Neither do have I, but agree with the idea and the proposed way. Here
are my notes
https://github.com/kdave/drafts/blob/master/btrfs/progs-output-format.txt
It would be really helpful if the btrfs tools had a machine-readable
output.
Libguestfs parses btrfs tools output in a number of places, eg:
https://github.com/libguestfs/libguestfs/blob/master/daemon/btrfs.c
This is a massive PITA because each time a new release of btrfs-progs
comes along it changes the output slightly, and we end up having
to add all sorts of hacks.
The error messages haven't been touched for a long time and they get
fixed or rephrased incrementally. I'm sorry you have to deal with the
breakage but please understand that we don't have resources to do it at
once or to implement complete machine readable output. At the moment the
messages are aimed for a human consumer.
Wiring the various formats into the codebase would be pretty intrusive,
but doable. We can do some commands first as a prototype, the 'fi show'
seems like a good candidate.
General list off the top of my head that would be good candidates:
* fi show
* fi df
* fi usage
* scrub status
* subvolume list
* subvolume show
Those cover about 90% of the regular maintenance scenario's that I can
think of which need more data than just whether or not something succeeded.

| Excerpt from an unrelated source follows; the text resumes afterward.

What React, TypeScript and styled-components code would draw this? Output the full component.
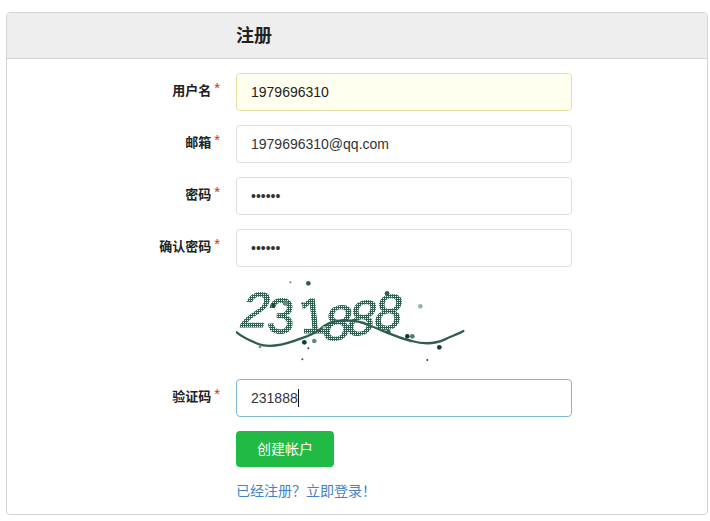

With machine-readable output, there'd be a flag which would
change the output. eg:
$ btrfs filesystem show
Label: 'ROOT' uuid: af471cfc-421a-4d51-8811-ce969f76828a
Total devices 1 FS bytes used 5.29MiB
devid 1 size 767.97MiB used 92.00MiB path /dev/sda2
would become:
$ btrfs --json filesystem show
{
"devices": {
"Label": "ROOT",
"uuid": "af471cfc-421a-4d51-8811-ce969f76828a",
/// etc
}
}
By this example I don't mean that JSON has to be the format -- in fact
it's a terrible format with all sorts of problems -- any format which
is parseable with C libraries would do for us.
My ideas was to allow multiple formats, with slight change to the
syntax:
$ btrfs --format=json ...
$ btrfs --format=plain ...
$ btrfs --format=yaml ...
I like this idea, with one specific caveat, it would be _really_ nice to
be able to control at compile time what formats are supported.
Somebody's eventually going to want XML support, and I'd rather not have
to depend on expat or something similar in a tool that I regularly build
statically (I'm willing to tolerate YAML because that's what I'd use,
but I would probably compile out the JSON support too).